About twelve years ago, I built a cold green house in which I planted some of the Maddenii species and some of the other tender species. I would like to mention a few: R. kyawii, S. irroratum and Sub Series parishii, which is a magnificent bright red rhododendron with long light green hairy leaves, and is a first class species in every sense of the word. If it only were hardy, it would be spectacular in any garden. Another one of those lily-like, dream-come-true rhododendrons is R. griffithianum, fragrant white, flushed with pink. It is the parent of many fine hybrids, and is most valuable of the tender type species. Also in the Maddenii series, two very fine fragrant plants I've enjoyed very much are R. lindleyi and crassum.
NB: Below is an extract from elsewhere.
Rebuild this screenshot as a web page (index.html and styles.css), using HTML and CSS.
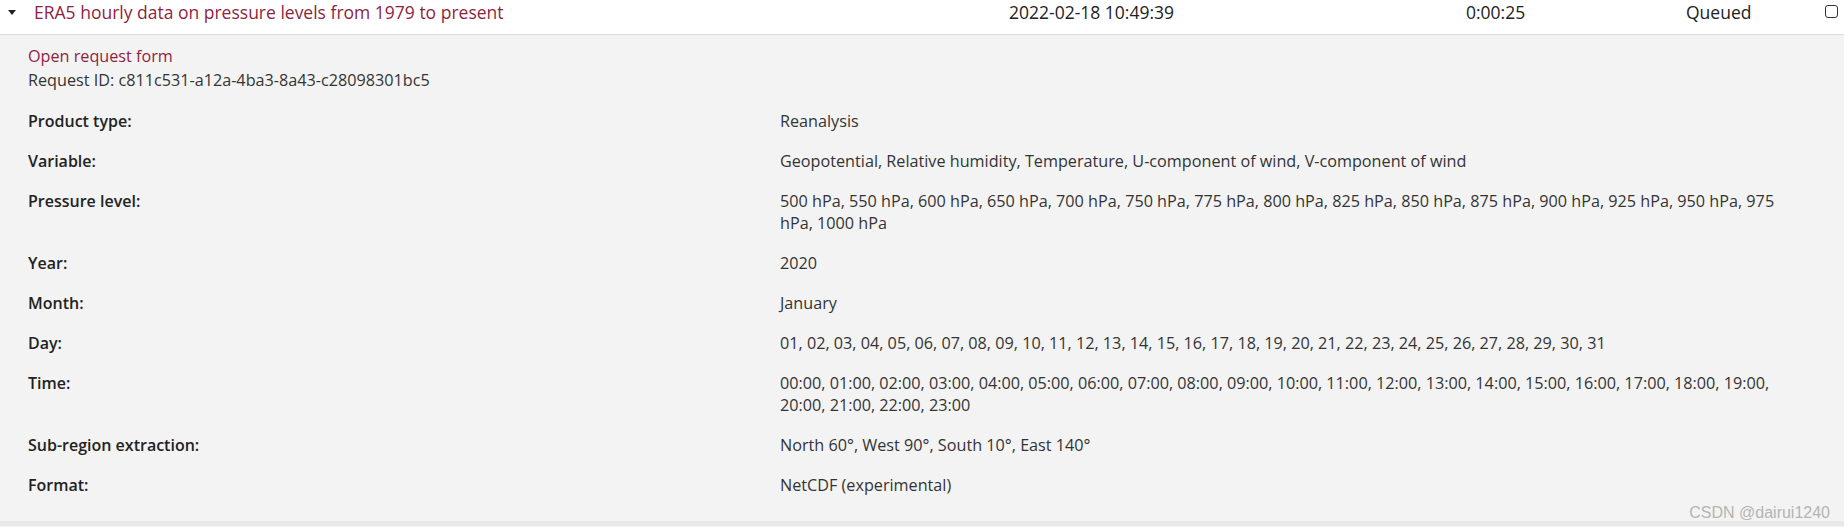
FILE: index.html
```html
<!DOCTYPE html>
<html lang="en">
<head>
<meta charset="utf-8">
<title>Requests</title>
<link rel="stylesheet" href="styles.css">
</head>
<body>
<div class="request">
  <div class="request-head">
    <span class="caret"></span>
    <a class="title" href="#">ERA5 hourly data on pressure levels from 1979 to present</a>
    <span class="date">2022-02-18 10:49:39</span>
    <span class="duration">0:00:25</span>
    <span class="status">Queued</span>
    <input class="check" type="checkbox">
  </div>
  <div class="request-body">
    <a class="form-link" href="#">Open request form</a>
    <div class="req-id">Request ID: c811c531-a12a-4ba3-8a43-c28098301bc5</div>
    <dl class="params">
      <dt>Product type:</dt><dd>Reanalysis</dd>
      <dt>Variable:</dt><dd>Geopotential, Relative humidity, Temperature, U-component of wind, V-component of wind</dd>
      <dt>Pressure level:</dt><dd>500 hPa, 550 hPa, 600 hPa, 650 hPa, 700 hPa, 750 hPa, 775 hPa, 800 hPa, 825 hPa, 850 hPa, 875 hPa, 900 hPa, 925 hPa, 950 hPa, 975 hPa, 1000 hPa</dd>
      <dt>Year:</dt><dd>2020</dd>
      <dt>Month:</dt><dd>January</dd>
      <dt>Day:</dt><dd>01, 02, 03, 04, 05, 06, 07, 08, 09, 10, 11, 12, 13, 14, 15, 16, 17, 18, 19, 20, 21, 22, 23, 24, 25, 26, 27, 28, 29, 30, 31</dd>
      <dt>Time:</dt><dd>00:00, 01:00, 02:00, 03:00, 04:00, 05:00, 06:00, 07:00, 08:00, 09:00, 10:00, 11:00, 12:00, 13:00, 14:00, 15:00, 16:00, 17:00, 18:00, 19:00, 20:00, 21:00, 22:00, 23:00</dd>
      <dt>Sub-region extraction:</dt><dd>North 60°, West 90°, South 10°, East 140°</dd>
      <dt>Format:</dt><dd>NetCDF (experimental)</dd>
    </dl>
    <div class="watermark">CSDN @dairui1240</div>
  </div>
</div>
</body>
</html>
```

FILE: styles.css
```css
html, body {
  margin: 0;
  padding: 0;
  background: #f3f3f3;
}
body {
  font-family: "Open Sans", "Noto Sans", sans-serif;
  color: #333;
  width: 1844px;
  height: 527px;
  overflow: hidden;
}
.request {
  border-bottom: 5px solid #e8e8e8;
}
.request-head {
  display: flex;
  align-items: flex-start;
  height: 34px;
  background: #fff;
  border-bottom: 1px solid #dcdcdc;
  font-size: 17.5px;
  line-height: 24px;
}
.caret {
  width: 0;
  height: 0;
  border-left: 4.5px solid transparent;
  border-right: 4.5px solid transparent;
  border-top: 5px solid #222;
  margin: 10px 18px 0 8px;
}
.title {
  color: #8e1f40;
  text-decoration: none;
  width: 975px;
  white-space: nowrap;
}
.date {
  width: 457px;
  color: #222;
}
.duration {
  width: 220px;
  color: #222;
}
.status {
  width: 139px;
  color: #222;
}
.check {
  appearance: none;
  -webkit-appearance: none;
  box-sizing: border-box;
  margin: 5px 0 0;
  width: 13px;
  height: 13px;
  border: 1.5px solid #333;
  border-radius: 3px;
  background: #fff;
}
.request-body {
  position: relative;
  padding: 9px 54px 25px 28px;
  font-size: 16.2px;
  line-height: 24px;
}
.form-link {
  display: block;
  color: #8e1f40;
  text-decoration: none;
}
.req-id {
  color: #333;
}
.params {
  display: grid;
  grid-template-columns: 752px 1fr;
  row-gap: 18px;
  margin: 18px 0 0;
  line-height: 22px;
}
.params dt {
  font-size: 16px;
  font-weight: 600;
  color: #222;
}
.params dd {
  margin: 0;
  color: #333;
}
.watermark {
  position: absolute;
  right: 14px;
  bottom: 0;
  font-family: "Liberation Sans", sans-serif;
  font-size: 16px;
  line-height: 16px;
  color: #b4b4b4;
}
```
These are quite white with lily-like trumpet flowers.
The Arboreum Series contributes two magnificent species: R. arboreum var. kermesinum and var. nigrens, both of which are blood red, blooming early in the Spring. The foliage is also something extra, having large long-pointed leaves with silver underneath.
Some growers and hybridists are favorable to hybrid rhododendrons while others like the species best. As for myself, I like them both, and feel they both have their place. Everybody to their own likes and dislikes. One thing, I'm sure there is no greater sight on earth than to see species Rhododendrons as God made them, blooming in all their glory, in their natural habitat-on the mountainsides, valleys and in the forests.
In the early days of the American Rhododendron Society, Dr. Johnson of Oregon State College gave a lecture to the members. Sent by the U.S. Dept. of Agriculture to assist the mountain tribes of Western China, he became very interested in Rhododendrons. I quote from Dr. Johnson, "My greatest living picture on earth was when I saw a mountainside a mile high by three miles long, covered with almost a solid mass of rhododendron blooms."